É cedo para comemorar, mas o número de mortes e de casos confirmados de covid-19 no Rio Grande do Sul sugerem que as medidas restritivas adotadas pelo governo do Estado e pelos prefeitos está dando resultado. Os principais hospitais operam com relativa folga e o temido cenário de caos não se consumou. Mais um motivo para não afrouxar a vigilância, como querem prefeitos mais afoitos, que ameaçam desobedecer ao decreto do governador Eduardo Leite e reabrir o comércio na próxima semana.
O Estado fechou a semana com 410 casos confirmados e seis mortes, mas o próprio ministro da Saúde, Luiz Henrique Mandetta, alertou na entrevista desta sexta-feira (3) que o pior ainda está por vir. No Brasil, os números deram um salto em 24 horas: foram 60 mortes e 1.146 casos a mais, totalizando 359 vidas perdidas e 9.059 testes com resultado positivo. As próximas duas ou três semanas serão cruciais.
Em rota de colisão com o presidente Jair Bolsonaro, que defende o afrouxamento das restrições, com a justificativa de evitar o caos na economia, Mandetta recomendou aos brasileiros que sigam a orientação dos governadores. Em todos os Estados, a recomendação é a mesma: manter o distanciamento social pelo menos até 15 de abril.
Em Porto Alegre, os dois principais complexos hospitalares que atendem pacientes do SUS, o Grupo Hospitalar Conceição (GHC) e o Clínicas, ainda não enfrentam problemas de leitos nem de vagas de terapia intensiva.
Também essa boa notícia precisa ser lida sem euforia. Mandetta lembrou que o coronavírus começou pelas classes A e B, com histórico de viagens ao Exterior, e ainda não chegou aos bairros mais pobres do país. O Hospital Moinhos de Vento, que só atende particulares e convênios, tem mais pacientes internados com a covid-19 do que Clínicas e o GHC.
O isolamento está garantindo um tempo precioso para que a rede pública prepare a infraestrutura para atender ao aumento da demanda. O superintendente do GHC, André Cecchini, divulgou na sexta-feira um vídeo de agradecimento aos servidores do grupo que estão na linha de frente e informou que a procura por atendimento foi inferior ao que se imaginava. O fornecimento de equipamentos de proteção individual está regularizado e os resultados dos testes represados nos últimos dias devem sair no fim de semana.

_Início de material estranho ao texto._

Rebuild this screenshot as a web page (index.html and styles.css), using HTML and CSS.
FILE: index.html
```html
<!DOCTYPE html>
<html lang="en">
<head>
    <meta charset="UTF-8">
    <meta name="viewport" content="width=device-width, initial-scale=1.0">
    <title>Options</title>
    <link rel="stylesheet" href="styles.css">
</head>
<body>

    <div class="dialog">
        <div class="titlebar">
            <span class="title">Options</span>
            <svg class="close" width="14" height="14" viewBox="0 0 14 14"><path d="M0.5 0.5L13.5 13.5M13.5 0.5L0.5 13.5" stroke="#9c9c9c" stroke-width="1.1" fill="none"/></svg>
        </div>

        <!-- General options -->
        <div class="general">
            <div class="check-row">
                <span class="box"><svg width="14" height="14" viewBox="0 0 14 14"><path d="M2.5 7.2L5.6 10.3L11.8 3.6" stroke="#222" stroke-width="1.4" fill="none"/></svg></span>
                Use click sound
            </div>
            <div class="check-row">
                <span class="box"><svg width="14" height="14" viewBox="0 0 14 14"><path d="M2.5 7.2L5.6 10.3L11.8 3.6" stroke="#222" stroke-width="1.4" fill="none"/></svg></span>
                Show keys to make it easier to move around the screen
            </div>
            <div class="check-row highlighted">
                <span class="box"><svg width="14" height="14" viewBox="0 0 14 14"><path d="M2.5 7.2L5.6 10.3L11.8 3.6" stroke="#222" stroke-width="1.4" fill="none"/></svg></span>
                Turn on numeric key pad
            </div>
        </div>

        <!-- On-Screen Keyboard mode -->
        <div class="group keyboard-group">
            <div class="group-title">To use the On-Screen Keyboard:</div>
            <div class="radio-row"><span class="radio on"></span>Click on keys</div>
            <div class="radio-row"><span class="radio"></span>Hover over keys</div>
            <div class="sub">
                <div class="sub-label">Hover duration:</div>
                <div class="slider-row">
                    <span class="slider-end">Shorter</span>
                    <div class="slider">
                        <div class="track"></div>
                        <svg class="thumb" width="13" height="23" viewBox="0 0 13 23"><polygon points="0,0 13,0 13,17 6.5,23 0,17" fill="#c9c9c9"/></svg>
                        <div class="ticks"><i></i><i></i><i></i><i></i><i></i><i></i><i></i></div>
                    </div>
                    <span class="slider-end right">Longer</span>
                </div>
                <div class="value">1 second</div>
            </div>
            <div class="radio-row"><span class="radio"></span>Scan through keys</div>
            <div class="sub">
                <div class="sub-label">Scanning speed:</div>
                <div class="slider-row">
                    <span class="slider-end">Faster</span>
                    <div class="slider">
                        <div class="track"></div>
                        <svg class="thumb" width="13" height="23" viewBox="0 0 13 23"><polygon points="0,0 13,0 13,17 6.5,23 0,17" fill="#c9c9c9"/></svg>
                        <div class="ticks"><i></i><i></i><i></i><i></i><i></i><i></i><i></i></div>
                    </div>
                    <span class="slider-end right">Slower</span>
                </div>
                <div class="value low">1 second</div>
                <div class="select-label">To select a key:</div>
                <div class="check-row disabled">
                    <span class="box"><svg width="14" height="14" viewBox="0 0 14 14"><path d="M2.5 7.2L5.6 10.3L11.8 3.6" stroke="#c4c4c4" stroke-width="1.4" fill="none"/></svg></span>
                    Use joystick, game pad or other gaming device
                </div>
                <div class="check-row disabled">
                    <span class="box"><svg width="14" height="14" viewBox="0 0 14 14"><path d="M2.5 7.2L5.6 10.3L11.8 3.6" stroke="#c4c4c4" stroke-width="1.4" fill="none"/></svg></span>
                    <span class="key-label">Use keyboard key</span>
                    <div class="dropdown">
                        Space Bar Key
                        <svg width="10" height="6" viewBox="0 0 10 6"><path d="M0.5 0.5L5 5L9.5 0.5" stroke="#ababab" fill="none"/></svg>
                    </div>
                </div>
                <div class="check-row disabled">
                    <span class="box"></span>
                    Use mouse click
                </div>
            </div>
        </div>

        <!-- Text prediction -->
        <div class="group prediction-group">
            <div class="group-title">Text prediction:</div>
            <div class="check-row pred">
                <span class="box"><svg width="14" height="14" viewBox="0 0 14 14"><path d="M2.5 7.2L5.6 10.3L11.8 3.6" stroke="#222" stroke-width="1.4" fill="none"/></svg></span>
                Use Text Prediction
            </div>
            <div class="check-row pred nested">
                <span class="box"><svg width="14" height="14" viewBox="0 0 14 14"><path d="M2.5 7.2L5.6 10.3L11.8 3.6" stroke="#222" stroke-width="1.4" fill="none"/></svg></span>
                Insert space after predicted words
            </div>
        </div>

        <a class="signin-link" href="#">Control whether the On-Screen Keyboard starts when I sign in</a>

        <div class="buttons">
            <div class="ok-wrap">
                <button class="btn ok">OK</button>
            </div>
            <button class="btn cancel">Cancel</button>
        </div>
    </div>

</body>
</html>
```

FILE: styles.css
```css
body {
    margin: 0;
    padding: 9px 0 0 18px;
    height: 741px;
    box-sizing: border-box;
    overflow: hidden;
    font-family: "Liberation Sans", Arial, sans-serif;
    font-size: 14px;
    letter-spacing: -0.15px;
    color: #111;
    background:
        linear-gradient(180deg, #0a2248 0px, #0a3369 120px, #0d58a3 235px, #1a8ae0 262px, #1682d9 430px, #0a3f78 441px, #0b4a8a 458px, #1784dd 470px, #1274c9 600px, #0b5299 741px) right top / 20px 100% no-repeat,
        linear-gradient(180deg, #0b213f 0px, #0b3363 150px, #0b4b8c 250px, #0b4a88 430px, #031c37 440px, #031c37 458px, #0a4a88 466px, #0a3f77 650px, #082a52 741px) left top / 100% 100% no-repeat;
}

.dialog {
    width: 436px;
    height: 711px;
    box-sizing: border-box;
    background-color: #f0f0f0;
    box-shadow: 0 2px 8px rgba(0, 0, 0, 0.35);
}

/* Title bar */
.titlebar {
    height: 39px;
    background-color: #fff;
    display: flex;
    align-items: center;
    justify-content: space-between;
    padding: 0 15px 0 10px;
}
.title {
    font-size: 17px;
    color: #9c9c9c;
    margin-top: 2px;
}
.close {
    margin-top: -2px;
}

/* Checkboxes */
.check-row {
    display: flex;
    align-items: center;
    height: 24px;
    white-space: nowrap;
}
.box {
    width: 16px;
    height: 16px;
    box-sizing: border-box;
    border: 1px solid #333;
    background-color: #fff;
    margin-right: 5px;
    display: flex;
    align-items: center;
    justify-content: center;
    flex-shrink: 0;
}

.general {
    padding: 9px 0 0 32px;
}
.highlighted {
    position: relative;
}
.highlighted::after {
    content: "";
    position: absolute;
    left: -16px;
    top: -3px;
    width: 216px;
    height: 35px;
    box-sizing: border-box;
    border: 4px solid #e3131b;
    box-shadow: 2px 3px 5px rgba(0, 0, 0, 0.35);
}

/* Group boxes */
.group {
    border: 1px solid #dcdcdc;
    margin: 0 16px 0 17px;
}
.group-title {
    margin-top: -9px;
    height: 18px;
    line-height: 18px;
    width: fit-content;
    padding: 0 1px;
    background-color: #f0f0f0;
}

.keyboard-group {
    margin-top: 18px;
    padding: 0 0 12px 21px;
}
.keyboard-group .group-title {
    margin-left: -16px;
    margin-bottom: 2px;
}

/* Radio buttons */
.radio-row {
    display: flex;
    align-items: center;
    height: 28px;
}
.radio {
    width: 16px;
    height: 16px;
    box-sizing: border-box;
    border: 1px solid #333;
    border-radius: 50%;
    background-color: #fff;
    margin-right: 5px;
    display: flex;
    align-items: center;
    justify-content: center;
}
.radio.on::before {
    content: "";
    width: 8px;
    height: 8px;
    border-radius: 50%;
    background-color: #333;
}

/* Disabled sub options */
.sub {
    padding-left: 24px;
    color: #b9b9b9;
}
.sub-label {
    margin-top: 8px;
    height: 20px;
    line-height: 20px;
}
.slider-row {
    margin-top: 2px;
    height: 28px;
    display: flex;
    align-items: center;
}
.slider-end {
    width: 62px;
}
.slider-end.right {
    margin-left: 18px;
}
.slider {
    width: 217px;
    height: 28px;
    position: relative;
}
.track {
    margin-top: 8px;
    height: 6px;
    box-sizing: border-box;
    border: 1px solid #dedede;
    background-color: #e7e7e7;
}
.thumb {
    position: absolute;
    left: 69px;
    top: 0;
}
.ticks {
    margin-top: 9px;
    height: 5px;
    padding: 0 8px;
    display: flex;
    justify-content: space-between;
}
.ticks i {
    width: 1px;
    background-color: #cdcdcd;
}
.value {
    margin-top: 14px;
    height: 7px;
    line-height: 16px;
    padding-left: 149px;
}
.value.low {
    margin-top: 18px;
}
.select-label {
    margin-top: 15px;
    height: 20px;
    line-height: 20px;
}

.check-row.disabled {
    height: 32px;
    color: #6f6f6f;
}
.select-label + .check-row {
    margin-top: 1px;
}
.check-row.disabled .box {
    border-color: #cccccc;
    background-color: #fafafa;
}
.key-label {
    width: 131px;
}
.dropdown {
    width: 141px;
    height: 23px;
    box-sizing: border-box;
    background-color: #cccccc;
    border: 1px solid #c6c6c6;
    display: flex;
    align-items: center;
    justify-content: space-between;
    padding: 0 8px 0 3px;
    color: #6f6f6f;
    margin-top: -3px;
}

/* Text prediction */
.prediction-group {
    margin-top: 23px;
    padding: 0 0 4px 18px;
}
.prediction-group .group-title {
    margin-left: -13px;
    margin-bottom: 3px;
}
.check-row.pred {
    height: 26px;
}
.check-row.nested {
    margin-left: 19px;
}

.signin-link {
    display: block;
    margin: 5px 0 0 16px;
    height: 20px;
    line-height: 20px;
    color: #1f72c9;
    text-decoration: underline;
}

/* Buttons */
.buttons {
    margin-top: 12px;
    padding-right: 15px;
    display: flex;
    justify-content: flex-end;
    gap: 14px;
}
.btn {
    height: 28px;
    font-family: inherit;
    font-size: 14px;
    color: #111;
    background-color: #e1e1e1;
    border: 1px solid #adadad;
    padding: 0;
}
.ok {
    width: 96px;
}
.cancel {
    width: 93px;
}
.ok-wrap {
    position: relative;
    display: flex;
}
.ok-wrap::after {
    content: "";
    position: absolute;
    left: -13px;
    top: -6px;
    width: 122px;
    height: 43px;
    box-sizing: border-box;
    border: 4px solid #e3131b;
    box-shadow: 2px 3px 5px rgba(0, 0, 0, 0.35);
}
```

Apesar de a situação estar sob controle, Cecchini tem um problema sério a lhe tirar o sono: todos os sindicatos estão ajuizando ações para afastamento imediato de funcionários com mais de 60 anos ou doenças preexistentes. São cerca de 1.500 pessoas nessas condições, o que pode inviabilizar o atendimento. A direção do grupo solicitou mediação do Tribunal Regional do Trabalho para tentar um acordo.

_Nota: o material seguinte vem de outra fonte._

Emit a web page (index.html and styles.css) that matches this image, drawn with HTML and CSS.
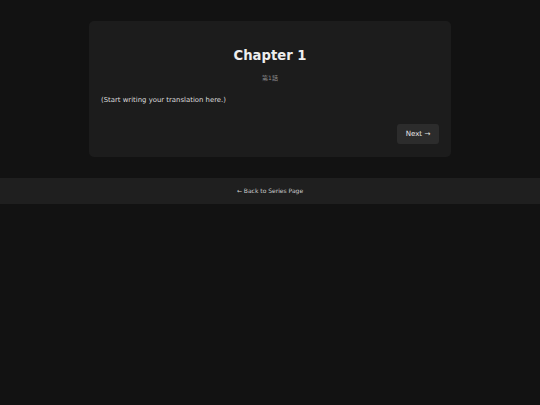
FILE: index.html
```html
<!DOCTYPE html>
<html lang="en">
<head>
<meta charset="utf-8">
<title>Chapter 1</title>
<link rel="stylesheet" href="styles.css">
</head>
<body>
<main class="page">
  <article class="card">
    <h1 class="title">Chapter 1</h1>
    <div class="subtitle">第1話</div>
    <p class="content">(Start writing your translation here.)</p>
    <nav class="chapter-nav">
      <a class="btn" href="#">Next →</a>
    </nav>
  </article>
</main>
<footer class="footer">
  <a class="back" href="#">← Back to Series Page</a>
</footer>
</body>
</html>
```

FILE: styles.css
```css
html, body {
  margin: 0;
  padding: 0;
  background: #121212;
  color: #e0e0e0;
  font-family: "DejaVu Sans", "Noto Sans CJK JP", sans-serif;
}

.page {
  padding-top: 21px;
}

.card {
  width: 362px;
  box-sizing: border-box;
  margin: 0 auto;
  background: #1c1c1c;
  border-radius: 5px;
  padding: 12px 12px 13px;
  display: flex;
  flex-direction: column;
}

.title {
  margin: 15px 0 0;
  font-size: 13.2px;
  line-height: 15.4px;
  font-weight: bold;
  text-align: center;
  color: #eeeeee;
}

.subtitle {
  margin-top: 11px;
  font-size: 6px;
  line-height: 8px;
  text-align: center;
  color: #8a8a8a;
}

.content {
  margin: 12.5px 0 0;
  font-size: 6.9px;
  line-height: 10px;
  color: #dddddd;
}

.chapter-nav {
  display: flex;
  justify-content: flex-end;
  margin-top: 19.5px;
}

.btn {
  display: block;
  width: 42px;
  height: 20px;
  box-sizing: border-box;
  background: #2c2c2c;
  border-radius: 3px;
  color: #e6e6e6;
  text-decoration: none;
  font-size: 7.1px;
  line-height: 20px;
  text-align: center;
}

.footer {
  margin-top: 21px;
  height: 26px;
  background: #1f1f1f;
  display: flex;
  align-items: center;
  justify-content: center;
}

.back {
  font-size: 6px;
  line-height: 8px;
  color: #cccccc;
  text-decoration: none;
}
```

O problema do GHC é resultado de uma anomalia legal: os funcionários, embora regidos pela CLT, têm estabilidade e não podem ser demitidos nem ao completar 75 anos, como ocorre com os servidores públicos na administração direta. Como os salários são acima da média do mercado, não se aposentam porque ganhariam no máximo o teto do INSS.
O resultado é uma proporção de idosos superior aos demais hospitais, o que pode provocar o colapso dos serviços no momento crítico de uma doença em que a mortalidade é maior na faixa acima dos 60 anos.